Gather from the material every line that contains the string "Tailwind".

* Start Record extracts *

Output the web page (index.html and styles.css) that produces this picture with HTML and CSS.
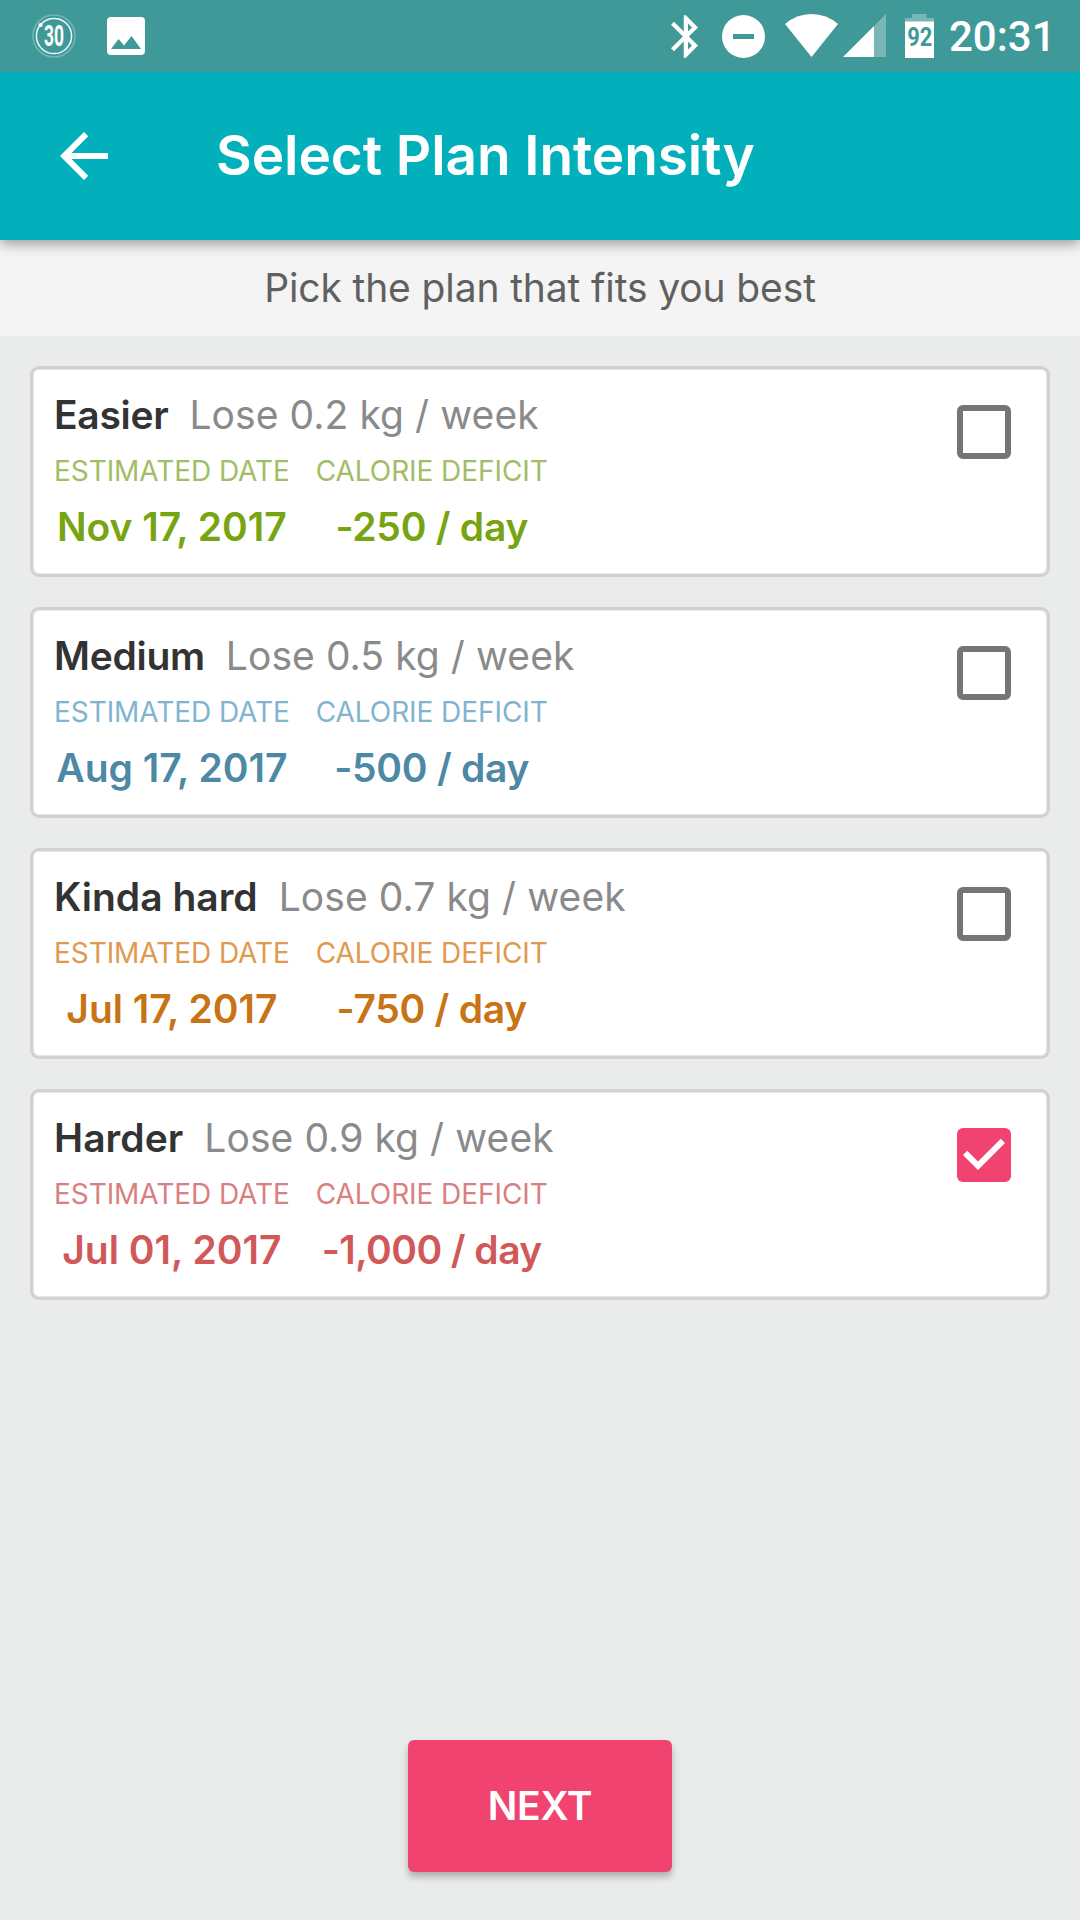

* End Record extracts *
* Start Record extracts *

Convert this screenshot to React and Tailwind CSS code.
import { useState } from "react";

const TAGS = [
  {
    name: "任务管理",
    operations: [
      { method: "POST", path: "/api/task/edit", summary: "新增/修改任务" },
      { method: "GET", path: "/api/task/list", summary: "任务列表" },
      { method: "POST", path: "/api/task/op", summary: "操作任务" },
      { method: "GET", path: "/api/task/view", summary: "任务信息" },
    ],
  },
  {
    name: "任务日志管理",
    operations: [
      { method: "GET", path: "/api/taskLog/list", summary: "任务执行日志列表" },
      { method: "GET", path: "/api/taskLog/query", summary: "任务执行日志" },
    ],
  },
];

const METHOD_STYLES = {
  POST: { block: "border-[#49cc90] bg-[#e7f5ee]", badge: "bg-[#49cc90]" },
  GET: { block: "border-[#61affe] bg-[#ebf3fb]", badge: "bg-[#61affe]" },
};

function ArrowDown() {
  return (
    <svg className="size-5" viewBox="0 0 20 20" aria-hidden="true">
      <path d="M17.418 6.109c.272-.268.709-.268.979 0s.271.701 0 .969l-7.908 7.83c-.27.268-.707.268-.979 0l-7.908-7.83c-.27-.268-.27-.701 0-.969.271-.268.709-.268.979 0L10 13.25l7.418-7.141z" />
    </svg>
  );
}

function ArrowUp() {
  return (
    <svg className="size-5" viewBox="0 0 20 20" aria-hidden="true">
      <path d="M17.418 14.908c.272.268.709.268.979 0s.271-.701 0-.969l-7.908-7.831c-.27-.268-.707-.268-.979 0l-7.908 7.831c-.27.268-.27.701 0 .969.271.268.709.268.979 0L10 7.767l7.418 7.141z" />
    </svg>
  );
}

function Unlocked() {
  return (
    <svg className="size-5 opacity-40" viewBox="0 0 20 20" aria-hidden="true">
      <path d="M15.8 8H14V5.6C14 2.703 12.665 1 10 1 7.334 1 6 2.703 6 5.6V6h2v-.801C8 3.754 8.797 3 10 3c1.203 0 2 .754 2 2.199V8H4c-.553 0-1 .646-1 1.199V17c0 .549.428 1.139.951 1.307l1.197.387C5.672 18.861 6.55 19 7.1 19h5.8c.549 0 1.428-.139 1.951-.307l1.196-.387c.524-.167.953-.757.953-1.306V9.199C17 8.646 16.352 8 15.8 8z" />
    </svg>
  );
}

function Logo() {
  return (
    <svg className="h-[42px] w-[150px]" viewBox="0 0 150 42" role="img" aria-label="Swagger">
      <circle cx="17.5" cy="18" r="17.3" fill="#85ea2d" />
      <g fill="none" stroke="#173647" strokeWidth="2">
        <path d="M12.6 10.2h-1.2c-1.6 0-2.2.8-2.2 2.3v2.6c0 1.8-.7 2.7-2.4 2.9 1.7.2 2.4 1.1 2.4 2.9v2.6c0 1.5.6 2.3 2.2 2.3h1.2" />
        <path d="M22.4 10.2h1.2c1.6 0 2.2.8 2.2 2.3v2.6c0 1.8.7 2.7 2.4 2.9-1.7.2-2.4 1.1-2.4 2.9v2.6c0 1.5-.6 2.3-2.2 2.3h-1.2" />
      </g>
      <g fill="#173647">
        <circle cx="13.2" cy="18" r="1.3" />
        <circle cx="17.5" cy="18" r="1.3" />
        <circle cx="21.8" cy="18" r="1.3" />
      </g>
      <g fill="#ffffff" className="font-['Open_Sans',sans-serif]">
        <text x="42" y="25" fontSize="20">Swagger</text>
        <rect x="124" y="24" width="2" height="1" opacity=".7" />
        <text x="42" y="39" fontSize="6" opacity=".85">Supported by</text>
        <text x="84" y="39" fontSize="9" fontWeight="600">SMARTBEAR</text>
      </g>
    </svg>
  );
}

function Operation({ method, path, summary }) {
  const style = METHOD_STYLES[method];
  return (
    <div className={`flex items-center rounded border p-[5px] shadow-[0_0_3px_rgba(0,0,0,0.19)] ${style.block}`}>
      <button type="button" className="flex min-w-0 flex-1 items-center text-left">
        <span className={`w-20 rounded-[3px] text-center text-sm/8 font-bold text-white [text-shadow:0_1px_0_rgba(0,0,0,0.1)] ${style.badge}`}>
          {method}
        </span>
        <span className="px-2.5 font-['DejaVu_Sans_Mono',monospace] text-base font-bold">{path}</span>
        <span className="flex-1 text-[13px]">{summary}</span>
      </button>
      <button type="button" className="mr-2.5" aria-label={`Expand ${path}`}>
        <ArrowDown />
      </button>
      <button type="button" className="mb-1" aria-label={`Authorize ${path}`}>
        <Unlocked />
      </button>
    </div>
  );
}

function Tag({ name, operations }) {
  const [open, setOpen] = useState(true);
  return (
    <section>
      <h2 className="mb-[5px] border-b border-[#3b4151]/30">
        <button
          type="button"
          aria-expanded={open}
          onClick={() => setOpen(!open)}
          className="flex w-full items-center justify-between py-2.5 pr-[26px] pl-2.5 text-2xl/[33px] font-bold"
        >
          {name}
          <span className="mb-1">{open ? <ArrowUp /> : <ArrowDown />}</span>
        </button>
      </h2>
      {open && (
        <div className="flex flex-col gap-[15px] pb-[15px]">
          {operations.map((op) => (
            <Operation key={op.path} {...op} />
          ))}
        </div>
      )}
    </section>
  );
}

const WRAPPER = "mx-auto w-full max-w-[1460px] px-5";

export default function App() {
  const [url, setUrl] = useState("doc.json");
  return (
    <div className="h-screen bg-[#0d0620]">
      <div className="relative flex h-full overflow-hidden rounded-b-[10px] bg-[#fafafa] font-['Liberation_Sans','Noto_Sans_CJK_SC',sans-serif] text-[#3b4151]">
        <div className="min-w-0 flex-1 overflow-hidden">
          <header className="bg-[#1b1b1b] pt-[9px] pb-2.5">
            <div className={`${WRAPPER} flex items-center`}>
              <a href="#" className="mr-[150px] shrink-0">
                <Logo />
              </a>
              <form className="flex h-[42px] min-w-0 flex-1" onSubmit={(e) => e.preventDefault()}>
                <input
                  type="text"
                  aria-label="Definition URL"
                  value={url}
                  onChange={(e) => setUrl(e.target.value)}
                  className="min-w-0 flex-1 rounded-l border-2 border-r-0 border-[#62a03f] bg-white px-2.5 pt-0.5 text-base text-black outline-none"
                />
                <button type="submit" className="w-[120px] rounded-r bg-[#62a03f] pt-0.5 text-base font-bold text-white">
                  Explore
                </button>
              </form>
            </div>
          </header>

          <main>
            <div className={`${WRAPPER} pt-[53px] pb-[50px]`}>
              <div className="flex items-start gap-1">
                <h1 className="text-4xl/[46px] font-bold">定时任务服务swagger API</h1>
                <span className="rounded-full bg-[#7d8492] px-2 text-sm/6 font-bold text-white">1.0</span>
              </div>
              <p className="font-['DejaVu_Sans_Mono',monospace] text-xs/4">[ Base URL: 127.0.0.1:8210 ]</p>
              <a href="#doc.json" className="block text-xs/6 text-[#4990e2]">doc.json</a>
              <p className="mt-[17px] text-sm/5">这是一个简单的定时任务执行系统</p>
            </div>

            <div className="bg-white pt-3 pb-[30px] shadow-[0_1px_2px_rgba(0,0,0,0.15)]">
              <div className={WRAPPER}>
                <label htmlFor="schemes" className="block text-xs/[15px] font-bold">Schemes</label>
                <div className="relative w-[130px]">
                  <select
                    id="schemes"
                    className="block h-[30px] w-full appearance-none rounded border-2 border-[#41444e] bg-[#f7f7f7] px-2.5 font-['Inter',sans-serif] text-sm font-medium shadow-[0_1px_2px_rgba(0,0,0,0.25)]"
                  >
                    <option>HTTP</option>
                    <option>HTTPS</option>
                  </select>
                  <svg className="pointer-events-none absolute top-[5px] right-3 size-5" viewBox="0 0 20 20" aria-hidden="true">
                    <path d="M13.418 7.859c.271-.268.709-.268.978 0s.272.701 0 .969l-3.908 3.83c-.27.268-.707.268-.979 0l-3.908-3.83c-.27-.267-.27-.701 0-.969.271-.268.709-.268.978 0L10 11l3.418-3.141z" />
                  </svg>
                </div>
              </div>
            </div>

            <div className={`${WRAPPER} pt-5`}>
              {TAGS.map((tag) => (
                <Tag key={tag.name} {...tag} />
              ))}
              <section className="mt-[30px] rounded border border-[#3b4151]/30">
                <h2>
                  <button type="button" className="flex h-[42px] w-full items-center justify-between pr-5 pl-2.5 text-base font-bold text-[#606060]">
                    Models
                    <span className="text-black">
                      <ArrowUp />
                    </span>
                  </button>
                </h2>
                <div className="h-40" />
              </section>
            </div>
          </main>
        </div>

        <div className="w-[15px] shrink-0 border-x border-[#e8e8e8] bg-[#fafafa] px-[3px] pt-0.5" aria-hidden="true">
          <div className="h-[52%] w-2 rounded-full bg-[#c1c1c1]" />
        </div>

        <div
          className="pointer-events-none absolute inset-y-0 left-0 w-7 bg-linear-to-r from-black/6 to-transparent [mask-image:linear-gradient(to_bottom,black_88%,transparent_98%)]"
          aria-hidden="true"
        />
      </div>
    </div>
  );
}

* End Record extracts *
* Start Record extracts *

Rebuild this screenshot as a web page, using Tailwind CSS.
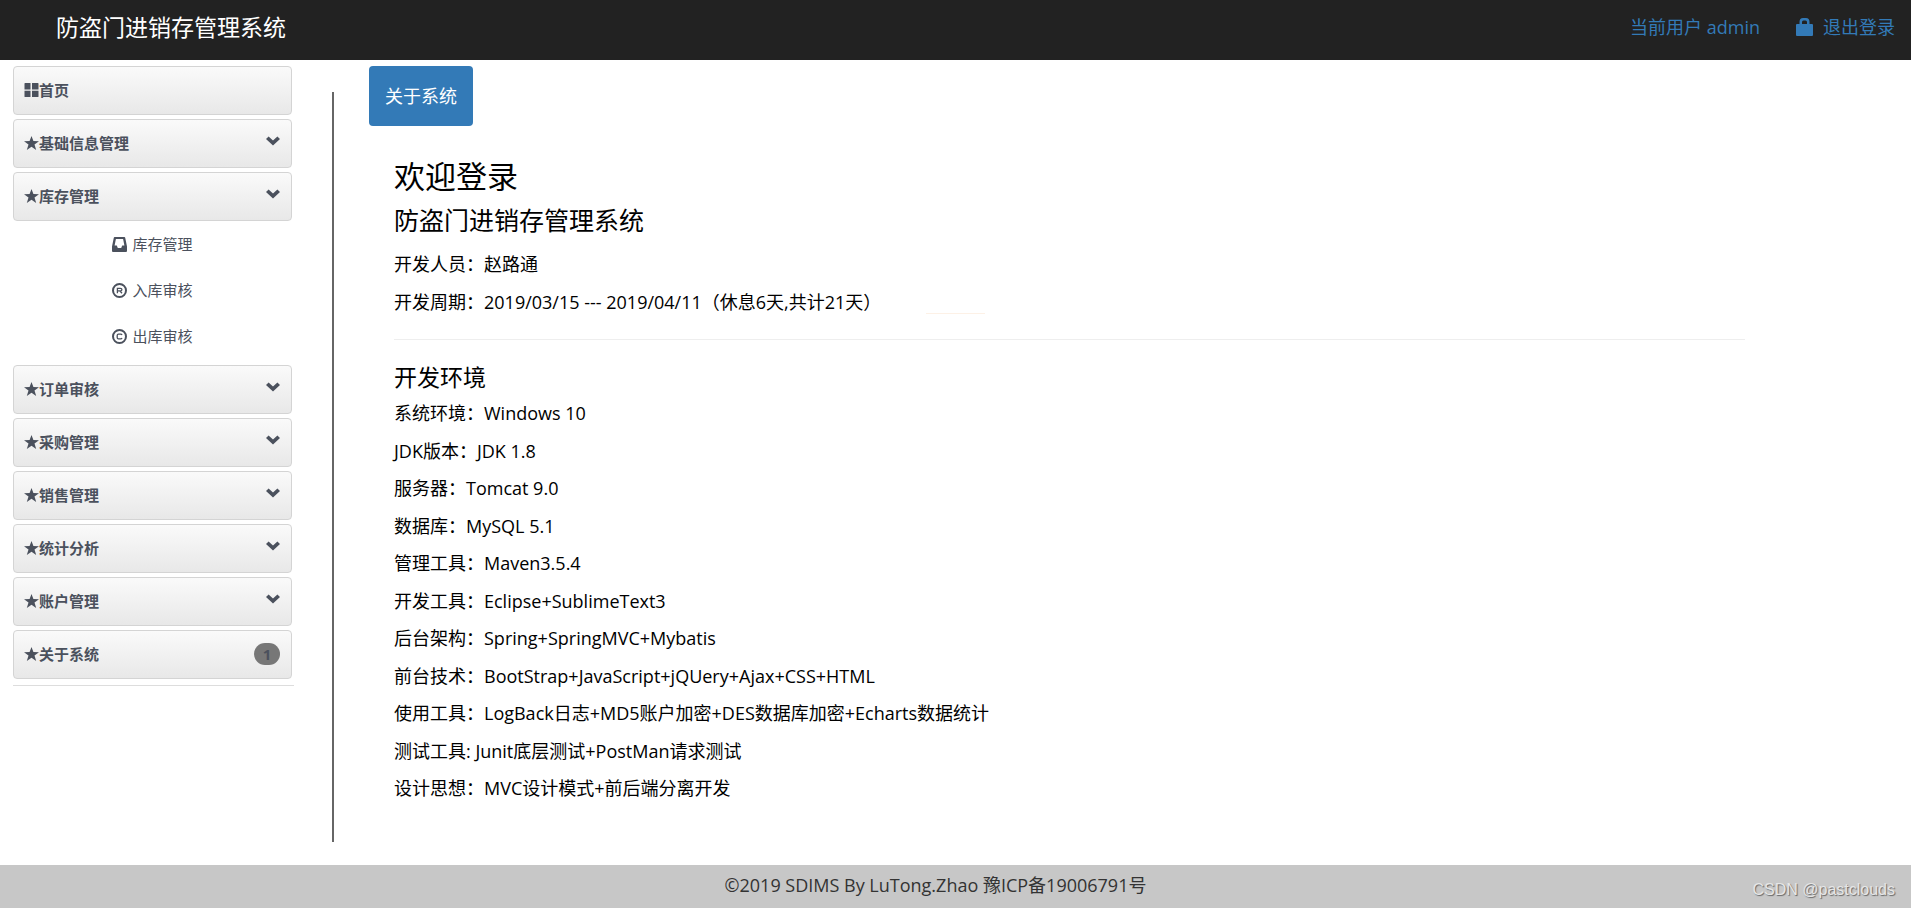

* End Record extracts *

Reply to the task:
Convert this screenshot to React and Tailwind CSS code.
Rebuild this screenshot as a web page, using Tailwind CSS.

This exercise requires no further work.